## Required work
Determine which lines contain the word "index", then copy those lines.
━━ Material to process
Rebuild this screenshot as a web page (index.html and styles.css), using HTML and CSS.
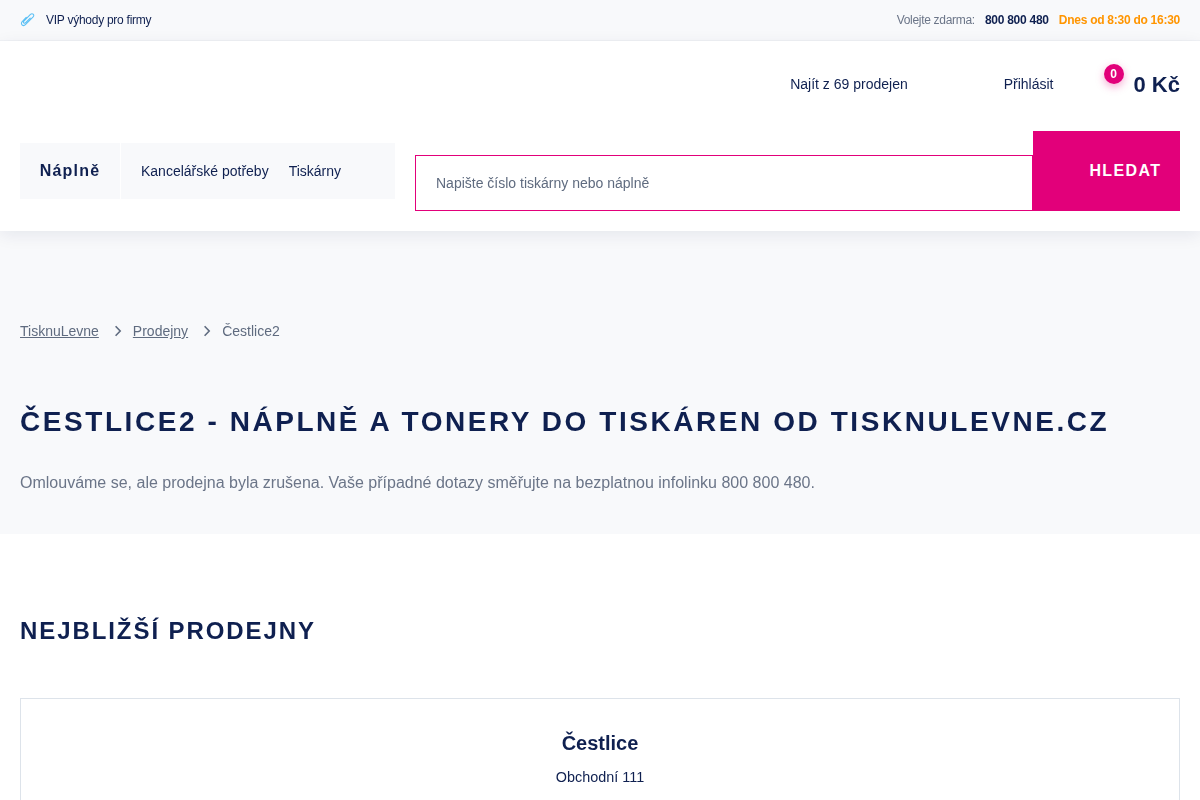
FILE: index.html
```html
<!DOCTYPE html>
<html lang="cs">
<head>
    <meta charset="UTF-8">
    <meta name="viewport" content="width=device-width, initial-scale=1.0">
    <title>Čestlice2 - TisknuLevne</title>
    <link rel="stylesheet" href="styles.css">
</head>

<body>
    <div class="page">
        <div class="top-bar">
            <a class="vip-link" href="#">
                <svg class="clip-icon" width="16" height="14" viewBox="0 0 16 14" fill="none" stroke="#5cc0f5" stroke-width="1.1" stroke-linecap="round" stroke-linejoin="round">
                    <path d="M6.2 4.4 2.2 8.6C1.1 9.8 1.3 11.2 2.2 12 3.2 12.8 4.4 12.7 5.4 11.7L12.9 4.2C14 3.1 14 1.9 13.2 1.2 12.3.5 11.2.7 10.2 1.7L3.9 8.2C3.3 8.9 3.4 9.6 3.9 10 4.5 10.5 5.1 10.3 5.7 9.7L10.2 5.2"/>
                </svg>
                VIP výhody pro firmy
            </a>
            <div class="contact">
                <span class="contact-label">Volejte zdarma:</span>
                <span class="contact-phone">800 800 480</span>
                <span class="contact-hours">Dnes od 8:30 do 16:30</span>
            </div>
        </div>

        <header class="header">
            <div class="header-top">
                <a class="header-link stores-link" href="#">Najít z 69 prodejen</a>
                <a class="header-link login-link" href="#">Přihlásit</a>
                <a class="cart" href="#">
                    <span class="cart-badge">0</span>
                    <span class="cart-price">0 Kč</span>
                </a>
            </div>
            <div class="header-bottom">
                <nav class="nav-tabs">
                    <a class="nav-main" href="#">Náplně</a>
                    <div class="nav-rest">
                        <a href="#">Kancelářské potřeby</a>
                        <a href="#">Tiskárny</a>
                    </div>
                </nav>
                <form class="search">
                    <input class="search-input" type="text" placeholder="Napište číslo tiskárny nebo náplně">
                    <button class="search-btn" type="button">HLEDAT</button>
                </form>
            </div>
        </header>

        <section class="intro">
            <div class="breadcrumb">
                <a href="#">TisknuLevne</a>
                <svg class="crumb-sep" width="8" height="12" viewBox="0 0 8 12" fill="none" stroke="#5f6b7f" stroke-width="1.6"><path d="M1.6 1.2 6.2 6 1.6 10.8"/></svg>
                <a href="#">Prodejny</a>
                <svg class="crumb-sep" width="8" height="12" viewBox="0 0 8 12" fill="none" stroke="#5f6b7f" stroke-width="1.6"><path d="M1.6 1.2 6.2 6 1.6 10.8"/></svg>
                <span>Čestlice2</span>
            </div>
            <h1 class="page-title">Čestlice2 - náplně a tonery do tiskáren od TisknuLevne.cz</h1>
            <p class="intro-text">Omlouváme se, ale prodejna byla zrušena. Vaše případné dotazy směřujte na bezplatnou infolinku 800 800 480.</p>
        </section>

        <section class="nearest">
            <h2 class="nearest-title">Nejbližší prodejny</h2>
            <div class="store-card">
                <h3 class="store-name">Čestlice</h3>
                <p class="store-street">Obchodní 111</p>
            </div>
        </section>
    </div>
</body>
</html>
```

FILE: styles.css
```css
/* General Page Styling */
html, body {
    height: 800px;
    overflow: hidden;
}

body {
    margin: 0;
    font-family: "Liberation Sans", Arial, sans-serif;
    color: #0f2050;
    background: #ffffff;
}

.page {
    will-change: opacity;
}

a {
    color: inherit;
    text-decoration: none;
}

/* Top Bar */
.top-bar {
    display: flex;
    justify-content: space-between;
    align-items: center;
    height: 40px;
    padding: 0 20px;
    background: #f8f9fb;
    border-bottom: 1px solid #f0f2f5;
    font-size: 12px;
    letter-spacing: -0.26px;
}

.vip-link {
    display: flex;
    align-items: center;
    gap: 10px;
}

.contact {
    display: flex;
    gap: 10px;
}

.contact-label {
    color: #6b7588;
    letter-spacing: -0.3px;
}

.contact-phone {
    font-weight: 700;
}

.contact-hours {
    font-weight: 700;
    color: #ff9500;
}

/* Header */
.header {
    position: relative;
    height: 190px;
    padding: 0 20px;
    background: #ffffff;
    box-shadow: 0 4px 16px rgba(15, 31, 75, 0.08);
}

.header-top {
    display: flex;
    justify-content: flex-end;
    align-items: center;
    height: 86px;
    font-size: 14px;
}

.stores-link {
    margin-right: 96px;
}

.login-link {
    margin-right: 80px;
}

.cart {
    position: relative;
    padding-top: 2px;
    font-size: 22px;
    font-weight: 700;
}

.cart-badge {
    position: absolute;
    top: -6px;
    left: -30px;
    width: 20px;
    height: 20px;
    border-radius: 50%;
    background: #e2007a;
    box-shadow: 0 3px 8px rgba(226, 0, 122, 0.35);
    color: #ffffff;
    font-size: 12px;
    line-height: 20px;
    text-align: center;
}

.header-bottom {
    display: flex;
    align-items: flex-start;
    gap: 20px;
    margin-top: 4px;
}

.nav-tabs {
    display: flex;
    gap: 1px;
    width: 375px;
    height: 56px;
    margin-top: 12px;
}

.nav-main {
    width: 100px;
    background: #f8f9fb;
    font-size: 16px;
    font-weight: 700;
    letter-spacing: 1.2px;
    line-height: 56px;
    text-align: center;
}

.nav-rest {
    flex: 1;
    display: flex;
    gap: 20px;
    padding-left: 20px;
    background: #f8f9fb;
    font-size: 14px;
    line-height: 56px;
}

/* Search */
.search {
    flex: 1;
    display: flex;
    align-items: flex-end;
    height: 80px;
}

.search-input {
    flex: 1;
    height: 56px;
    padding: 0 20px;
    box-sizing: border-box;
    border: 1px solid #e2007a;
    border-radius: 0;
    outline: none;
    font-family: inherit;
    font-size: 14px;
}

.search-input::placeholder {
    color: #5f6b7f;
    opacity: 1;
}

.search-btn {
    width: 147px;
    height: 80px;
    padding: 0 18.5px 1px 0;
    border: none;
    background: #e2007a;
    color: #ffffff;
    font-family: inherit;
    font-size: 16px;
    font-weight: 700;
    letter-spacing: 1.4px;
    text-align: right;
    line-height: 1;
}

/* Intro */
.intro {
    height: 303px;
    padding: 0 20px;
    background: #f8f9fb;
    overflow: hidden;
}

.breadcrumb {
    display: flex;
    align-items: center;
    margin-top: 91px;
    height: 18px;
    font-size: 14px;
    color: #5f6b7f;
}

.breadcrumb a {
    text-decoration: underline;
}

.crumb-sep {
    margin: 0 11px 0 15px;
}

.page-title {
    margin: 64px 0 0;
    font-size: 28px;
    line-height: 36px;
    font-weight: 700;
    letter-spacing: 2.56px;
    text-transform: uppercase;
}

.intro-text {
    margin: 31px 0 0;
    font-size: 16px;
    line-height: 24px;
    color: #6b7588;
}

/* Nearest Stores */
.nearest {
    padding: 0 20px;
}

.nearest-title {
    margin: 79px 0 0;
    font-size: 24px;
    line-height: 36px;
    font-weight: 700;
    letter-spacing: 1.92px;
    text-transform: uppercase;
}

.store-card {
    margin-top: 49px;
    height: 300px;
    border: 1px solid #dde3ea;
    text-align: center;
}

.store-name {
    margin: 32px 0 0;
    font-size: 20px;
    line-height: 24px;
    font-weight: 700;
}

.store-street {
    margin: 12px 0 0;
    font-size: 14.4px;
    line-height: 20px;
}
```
━━━━
━━ Material to process
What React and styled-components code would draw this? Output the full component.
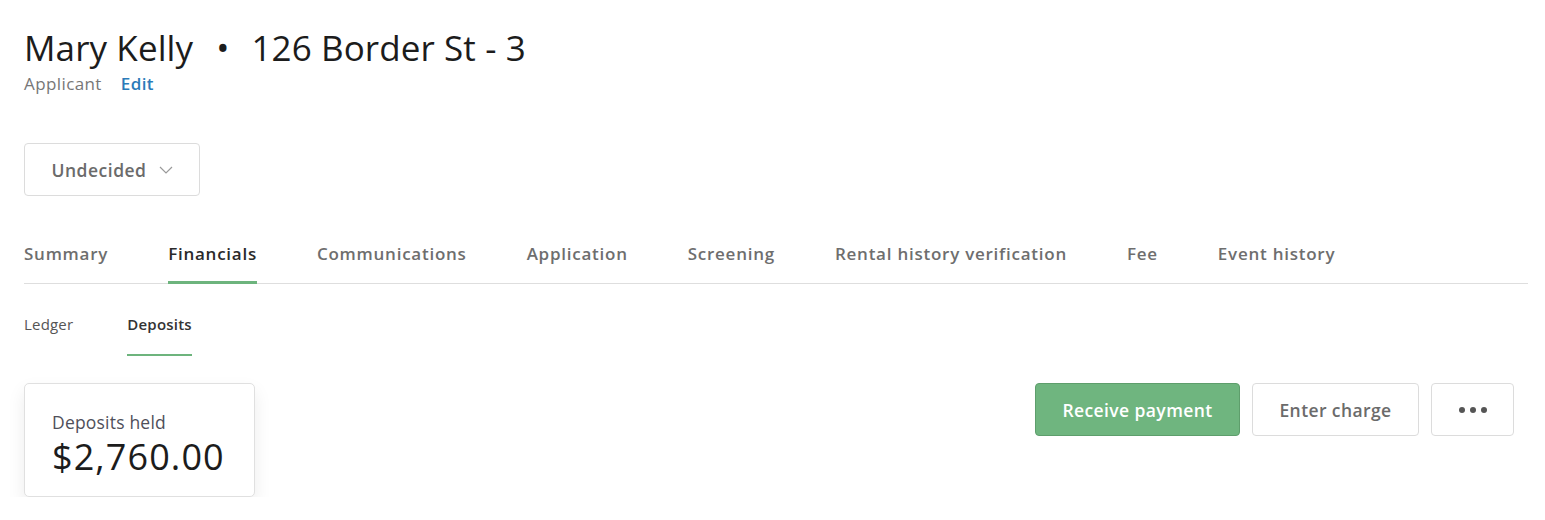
━━━━
━━ Material to process
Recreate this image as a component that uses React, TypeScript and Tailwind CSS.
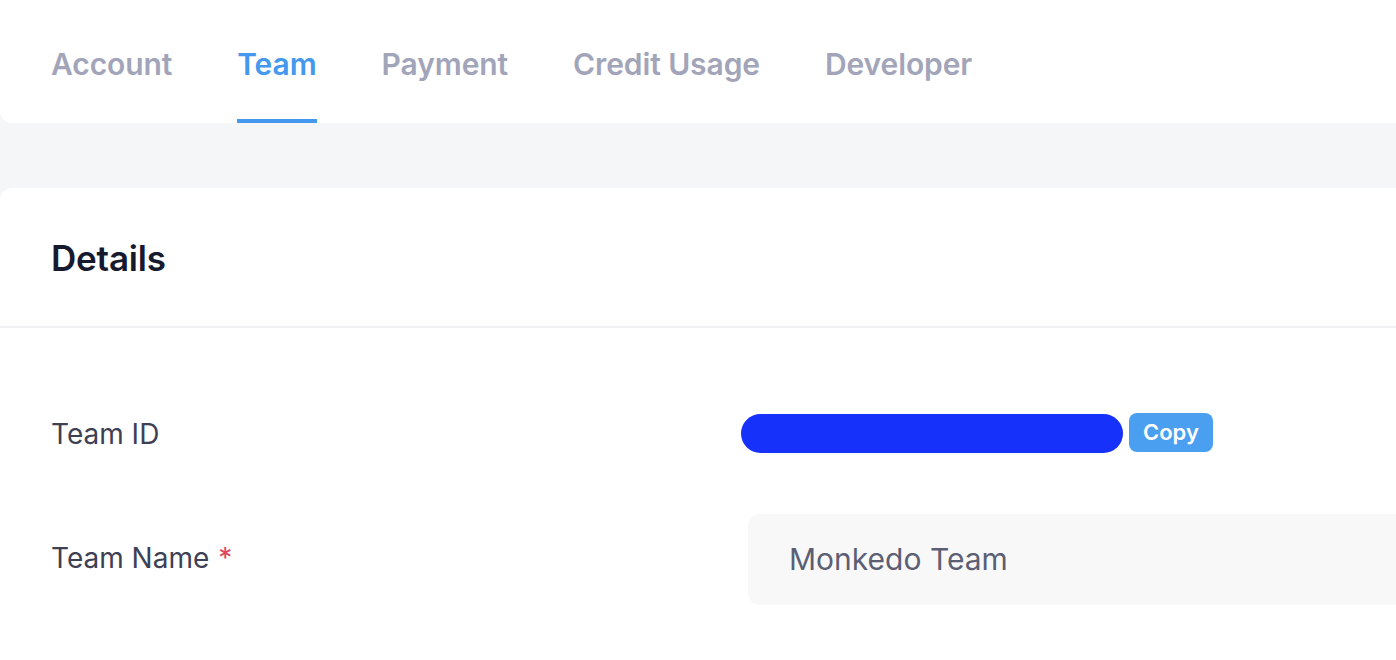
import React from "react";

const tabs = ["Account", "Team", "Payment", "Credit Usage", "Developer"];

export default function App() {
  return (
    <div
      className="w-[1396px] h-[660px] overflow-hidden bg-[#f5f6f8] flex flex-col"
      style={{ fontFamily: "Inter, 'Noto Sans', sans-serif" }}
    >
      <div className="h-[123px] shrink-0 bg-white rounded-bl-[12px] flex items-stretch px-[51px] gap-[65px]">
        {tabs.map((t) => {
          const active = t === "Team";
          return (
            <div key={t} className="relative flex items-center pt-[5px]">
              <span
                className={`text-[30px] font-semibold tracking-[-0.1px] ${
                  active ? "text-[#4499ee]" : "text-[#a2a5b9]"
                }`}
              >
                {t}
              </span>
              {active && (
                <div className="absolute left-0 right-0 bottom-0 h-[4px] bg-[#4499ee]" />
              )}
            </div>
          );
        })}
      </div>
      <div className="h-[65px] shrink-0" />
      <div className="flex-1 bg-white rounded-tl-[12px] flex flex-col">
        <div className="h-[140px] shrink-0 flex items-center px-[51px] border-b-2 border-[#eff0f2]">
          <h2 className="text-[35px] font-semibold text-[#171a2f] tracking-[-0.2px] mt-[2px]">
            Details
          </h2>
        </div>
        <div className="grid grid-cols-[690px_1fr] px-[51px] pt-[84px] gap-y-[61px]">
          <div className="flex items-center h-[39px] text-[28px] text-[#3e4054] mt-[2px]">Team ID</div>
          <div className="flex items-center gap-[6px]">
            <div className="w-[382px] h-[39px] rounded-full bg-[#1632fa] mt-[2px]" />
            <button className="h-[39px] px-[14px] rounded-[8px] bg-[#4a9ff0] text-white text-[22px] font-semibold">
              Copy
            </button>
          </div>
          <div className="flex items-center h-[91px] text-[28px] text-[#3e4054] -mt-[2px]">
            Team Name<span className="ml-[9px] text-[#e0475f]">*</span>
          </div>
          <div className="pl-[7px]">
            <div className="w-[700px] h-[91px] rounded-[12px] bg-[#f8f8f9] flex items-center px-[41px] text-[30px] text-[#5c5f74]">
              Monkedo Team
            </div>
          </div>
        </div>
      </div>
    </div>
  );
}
━━━━
## Full answer
Rebuild this screenshot as a web page (index.html and styles.css), using HTML and CSS.
FILE: index.html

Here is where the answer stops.